There were a number of reasons that a number of people did not claim the bodies of their relatives who died in Jonestown, and perhaps one of the most tragic is that some of them didn’t recognize the names of their kin on the lists that were compiled following November 18, 1978.
Some of the name changes came about as they would have in the United States, with young women assuming their husbands’ names in marriage, or adopted children taking the names of their new parents. There are also a few known instances of people changing their names – and cloaking their identities – to avoid legal difficulties or to escape abusive relationships. In addition, several women from Father Divine’s Peace Mission in Philadelphia followed Jim Jones to San Francisco and later to Guyana, and while one or two still carried records of their given names – Ever Rejoicing could be identified as Amanda Poindexter, for example – at least two or three were buried under their Peace Mission names.
But there were other reasons more or less unique to Jonestown.
• As happened with other African-Americans from the late-1960s to the mid-1970s, a number of people were ready to give up their given names – which they considered their “slave names” – and to adopt names from their continent of origin. The Temple leadership encouraged this, urging them especially to consider names in Swahili. This change was not limited to black people, though, as demonstrated by Donald Edward Sly’s switch to Ujara. This practice was the one that led to the greatest number of missed identifications.

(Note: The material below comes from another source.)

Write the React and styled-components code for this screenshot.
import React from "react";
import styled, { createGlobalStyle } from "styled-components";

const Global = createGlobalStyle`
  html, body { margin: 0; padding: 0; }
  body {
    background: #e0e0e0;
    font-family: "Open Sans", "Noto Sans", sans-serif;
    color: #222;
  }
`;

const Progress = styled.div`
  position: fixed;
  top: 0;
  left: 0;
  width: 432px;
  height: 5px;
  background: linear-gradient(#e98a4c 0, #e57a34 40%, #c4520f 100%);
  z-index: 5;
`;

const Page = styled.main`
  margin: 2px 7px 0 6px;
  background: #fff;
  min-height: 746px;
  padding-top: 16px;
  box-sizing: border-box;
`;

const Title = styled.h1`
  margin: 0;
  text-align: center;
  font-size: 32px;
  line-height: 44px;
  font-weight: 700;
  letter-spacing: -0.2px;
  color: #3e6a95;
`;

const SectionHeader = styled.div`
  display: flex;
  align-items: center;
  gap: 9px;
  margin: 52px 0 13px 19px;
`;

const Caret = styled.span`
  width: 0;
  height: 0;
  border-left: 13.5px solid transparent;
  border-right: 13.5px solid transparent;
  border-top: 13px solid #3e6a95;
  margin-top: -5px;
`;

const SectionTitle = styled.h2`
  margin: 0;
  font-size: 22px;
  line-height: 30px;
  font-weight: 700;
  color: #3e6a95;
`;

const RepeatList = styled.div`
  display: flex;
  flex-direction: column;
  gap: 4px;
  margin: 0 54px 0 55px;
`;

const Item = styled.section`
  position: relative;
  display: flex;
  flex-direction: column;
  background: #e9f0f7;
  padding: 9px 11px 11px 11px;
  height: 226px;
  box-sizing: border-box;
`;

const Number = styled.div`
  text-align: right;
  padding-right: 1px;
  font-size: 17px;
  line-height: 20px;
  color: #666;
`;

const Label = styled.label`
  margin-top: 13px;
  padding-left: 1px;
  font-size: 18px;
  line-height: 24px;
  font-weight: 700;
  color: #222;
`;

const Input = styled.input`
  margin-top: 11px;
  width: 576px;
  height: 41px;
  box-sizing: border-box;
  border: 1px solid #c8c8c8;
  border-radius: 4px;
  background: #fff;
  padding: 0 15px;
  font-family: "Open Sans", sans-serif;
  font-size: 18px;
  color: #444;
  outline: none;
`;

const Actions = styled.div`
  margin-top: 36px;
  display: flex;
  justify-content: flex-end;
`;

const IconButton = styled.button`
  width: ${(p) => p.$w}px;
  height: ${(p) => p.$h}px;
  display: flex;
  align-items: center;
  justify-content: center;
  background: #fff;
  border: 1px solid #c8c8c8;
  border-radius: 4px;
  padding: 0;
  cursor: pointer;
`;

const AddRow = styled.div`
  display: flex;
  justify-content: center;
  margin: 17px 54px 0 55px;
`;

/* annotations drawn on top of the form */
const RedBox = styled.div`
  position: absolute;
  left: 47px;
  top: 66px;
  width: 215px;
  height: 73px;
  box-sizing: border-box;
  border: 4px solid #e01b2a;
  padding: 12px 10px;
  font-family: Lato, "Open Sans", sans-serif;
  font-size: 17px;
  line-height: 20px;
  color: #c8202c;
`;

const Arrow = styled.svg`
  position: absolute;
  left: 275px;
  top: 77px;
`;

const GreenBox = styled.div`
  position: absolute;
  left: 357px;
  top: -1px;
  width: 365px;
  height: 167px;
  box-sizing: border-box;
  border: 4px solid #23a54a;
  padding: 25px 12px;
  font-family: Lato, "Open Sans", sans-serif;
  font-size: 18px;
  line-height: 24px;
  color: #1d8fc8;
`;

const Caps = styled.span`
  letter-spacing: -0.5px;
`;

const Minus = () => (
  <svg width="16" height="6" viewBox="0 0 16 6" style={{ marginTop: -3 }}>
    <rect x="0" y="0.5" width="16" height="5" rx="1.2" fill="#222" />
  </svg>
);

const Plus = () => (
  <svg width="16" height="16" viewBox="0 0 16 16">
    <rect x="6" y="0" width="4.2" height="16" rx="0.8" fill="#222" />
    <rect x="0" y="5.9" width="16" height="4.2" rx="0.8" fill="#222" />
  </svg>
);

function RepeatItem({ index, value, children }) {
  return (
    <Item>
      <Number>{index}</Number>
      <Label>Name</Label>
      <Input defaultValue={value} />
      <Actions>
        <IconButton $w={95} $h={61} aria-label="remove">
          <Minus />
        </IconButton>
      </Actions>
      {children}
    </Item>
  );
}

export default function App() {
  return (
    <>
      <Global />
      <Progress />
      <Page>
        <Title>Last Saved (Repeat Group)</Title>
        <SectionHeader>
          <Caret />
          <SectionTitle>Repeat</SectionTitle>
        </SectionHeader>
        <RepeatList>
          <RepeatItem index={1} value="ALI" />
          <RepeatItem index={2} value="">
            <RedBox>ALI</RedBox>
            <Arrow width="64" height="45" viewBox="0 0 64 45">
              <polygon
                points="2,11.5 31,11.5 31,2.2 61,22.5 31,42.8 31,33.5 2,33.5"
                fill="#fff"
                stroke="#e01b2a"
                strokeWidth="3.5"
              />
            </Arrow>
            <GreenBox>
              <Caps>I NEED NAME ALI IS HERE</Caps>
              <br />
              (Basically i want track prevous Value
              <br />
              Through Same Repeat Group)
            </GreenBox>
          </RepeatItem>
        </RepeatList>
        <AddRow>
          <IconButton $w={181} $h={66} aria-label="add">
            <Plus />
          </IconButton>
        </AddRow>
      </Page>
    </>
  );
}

• To demonstrate their commitment to the Soviet Union, to their communist beliefs, and to the revolution, a number of people assumed names of the heroes of their cause. All the members of the Tupper family changed their last name to Lenin, although the ones in the family most known by the surname were Rita and her daughter Janet. James Cordell changed his last name to Stalin, and some of the other Cordell children changed their names to Guevara (although no one seems to have adopted the name of Che’s comrade in Cuba, Fidel Castro). Kenneth Joseph Wilhite Jr. was nicknamed Che, but it was his age and place of birth – born in Jonestown, he was nine months old at the time of his death – that precluded identification. Finally, there are records of one young man calling himself Cuffy, after the martyred leader of a Guyanese slave revolt, but there is no indication that this nickname interfered with his identification.
• Several people changed their last name to Jones – at least while they were in Jonestown – to demonstrate their loyalty to their leader, Jim Jones. Most still had records of their original names, however.
• Following the defection of Linda Swaney – also known as Linda Dunn – in the early 1970s, Jim Jones declared the first name of “Linda” as anathema in the church. It is not known how many women changed their name as a result of this edict, and whether the change prevented any identifications, but at least one Temple leader acceded to the request: Linda Amos took her middle name as her preferred name and became Sharon Amos. She and her three children died in the Temple’s house in Georgetown on November 18.
• Nevertheless, a few name changes remain mysterious. Richard Grubbs became Ken Norton, not just to the people in Jonestown, but even to his brother Tom, who wrote several memos about and letters to “Ken” during the years that they both contributed to the construction of Jonestown. Phyllis Chaikin, née Alexander – who became increasingly distant from her husband Gene Chaikin while in Jonestown – took the name “Phyllis Bloom,” although its origin is unknown. Also for reasons unknown, Joseph Helle III referred to himself as Joe Beam.